▶ _Extracted entries_:
+===+

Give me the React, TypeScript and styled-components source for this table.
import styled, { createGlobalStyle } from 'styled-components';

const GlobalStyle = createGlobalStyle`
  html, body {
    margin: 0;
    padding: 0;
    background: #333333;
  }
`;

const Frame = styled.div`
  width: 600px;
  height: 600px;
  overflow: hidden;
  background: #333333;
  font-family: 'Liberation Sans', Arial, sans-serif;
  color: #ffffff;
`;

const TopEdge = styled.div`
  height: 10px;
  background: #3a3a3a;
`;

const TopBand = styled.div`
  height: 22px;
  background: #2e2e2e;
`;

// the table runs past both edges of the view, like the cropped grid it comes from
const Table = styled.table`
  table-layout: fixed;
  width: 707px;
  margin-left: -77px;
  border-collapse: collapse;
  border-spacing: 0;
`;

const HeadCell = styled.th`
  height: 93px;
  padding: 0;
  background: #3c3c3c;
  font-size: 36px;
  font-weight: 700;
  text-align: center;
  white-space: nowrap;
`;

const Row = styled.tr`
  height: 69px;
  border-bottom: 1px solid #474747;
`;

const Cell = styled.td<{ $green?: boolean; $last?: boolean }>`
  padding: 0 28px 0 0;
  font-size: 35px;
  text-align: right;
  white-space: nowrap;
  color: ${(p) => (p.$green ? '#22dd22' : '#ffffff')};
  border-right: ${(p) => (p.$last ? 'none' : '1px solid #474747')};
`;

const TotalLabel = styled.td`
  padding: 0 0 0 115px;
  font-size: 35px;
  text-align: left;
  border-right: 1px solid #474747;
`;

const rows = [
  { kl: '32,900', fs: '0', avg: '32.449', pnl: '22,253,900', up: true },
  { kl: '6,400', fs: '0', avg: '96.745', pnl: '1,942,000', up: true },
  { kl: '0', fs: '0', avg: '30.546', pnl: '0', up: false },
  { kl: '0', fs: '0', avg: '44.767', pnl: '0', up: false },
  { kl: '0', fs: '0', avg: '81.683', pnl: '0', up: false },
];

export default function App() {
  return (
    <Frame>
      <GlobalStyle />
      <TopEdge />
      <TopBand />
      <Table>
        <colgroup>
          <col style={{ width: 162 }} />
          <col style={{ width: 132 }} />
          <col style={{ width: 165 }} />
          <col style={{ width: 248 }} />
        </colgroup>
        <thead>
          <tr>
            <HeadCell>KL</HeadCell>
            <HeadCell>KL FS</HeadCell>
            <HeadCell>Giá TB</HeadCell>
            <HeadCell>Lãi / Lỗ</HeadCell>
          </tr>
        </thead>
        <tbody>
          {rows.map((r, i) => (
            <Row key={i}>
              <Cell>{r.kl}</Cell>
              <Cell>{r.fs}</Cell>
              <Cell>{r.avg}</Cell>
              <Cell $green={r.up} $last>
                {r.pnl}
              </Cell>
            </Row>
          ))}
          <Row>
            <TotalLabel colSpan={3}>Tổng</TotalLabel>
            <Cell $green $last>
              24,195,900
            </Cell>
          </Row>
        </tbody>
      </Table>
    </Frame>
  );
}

+===+

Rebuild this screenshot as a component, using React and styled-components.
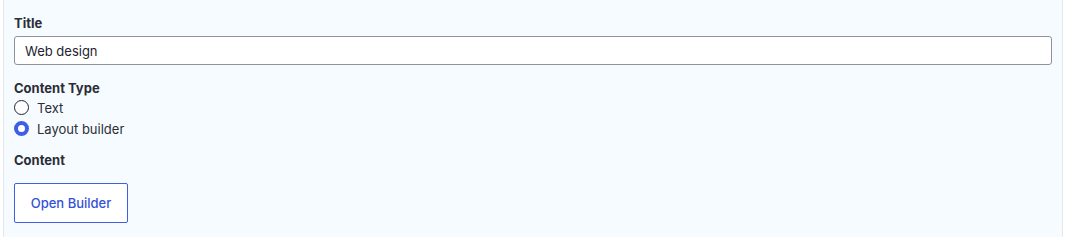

+===+

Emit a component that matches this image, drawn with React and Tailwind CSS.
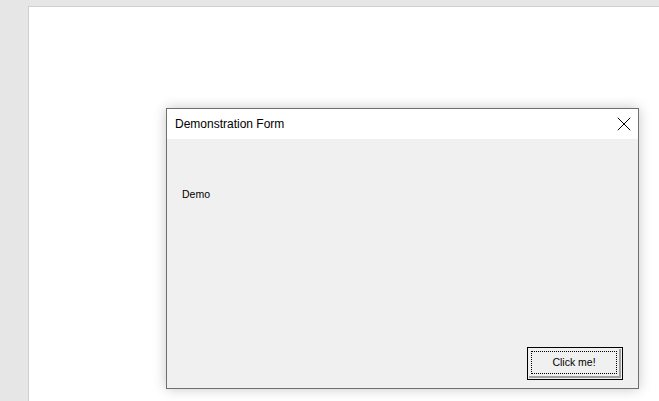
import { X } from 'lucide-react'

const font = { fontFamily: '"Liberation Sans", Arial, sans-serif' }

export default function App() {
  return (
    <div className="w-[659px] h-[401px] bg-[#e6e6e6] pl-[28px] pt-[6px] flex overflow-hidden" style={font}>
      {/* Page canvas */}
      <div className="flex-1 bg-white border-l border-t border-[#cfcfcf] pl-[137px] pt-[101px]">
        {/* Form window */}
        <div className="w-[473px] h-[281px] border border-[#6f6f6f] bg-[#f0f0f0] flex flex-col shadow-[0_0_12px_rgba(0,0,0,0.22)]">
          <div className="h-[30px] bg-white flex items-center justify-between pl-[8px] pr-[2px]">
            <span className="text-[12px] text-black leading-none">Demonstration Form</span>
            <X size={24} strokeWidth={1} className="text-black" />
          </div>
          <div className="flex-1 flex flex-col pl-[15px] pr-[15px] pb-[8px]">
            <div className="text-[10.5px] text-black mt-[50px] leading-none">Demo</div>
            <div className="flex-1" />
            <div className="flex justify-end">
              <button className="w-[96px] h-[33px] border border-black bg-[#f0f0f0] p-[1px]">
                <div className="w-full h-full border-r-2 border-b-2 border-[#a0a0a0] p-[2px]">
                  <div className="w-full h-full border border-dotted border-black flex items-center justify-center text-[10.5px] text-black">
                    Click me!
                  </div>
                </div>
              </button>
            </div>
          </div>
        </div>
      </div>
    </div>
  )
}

+===+

▶ _What to do_: Note how many lines in the listing above hold the string "components", then give only that figure.

▶ _Answer to this exercise_: 3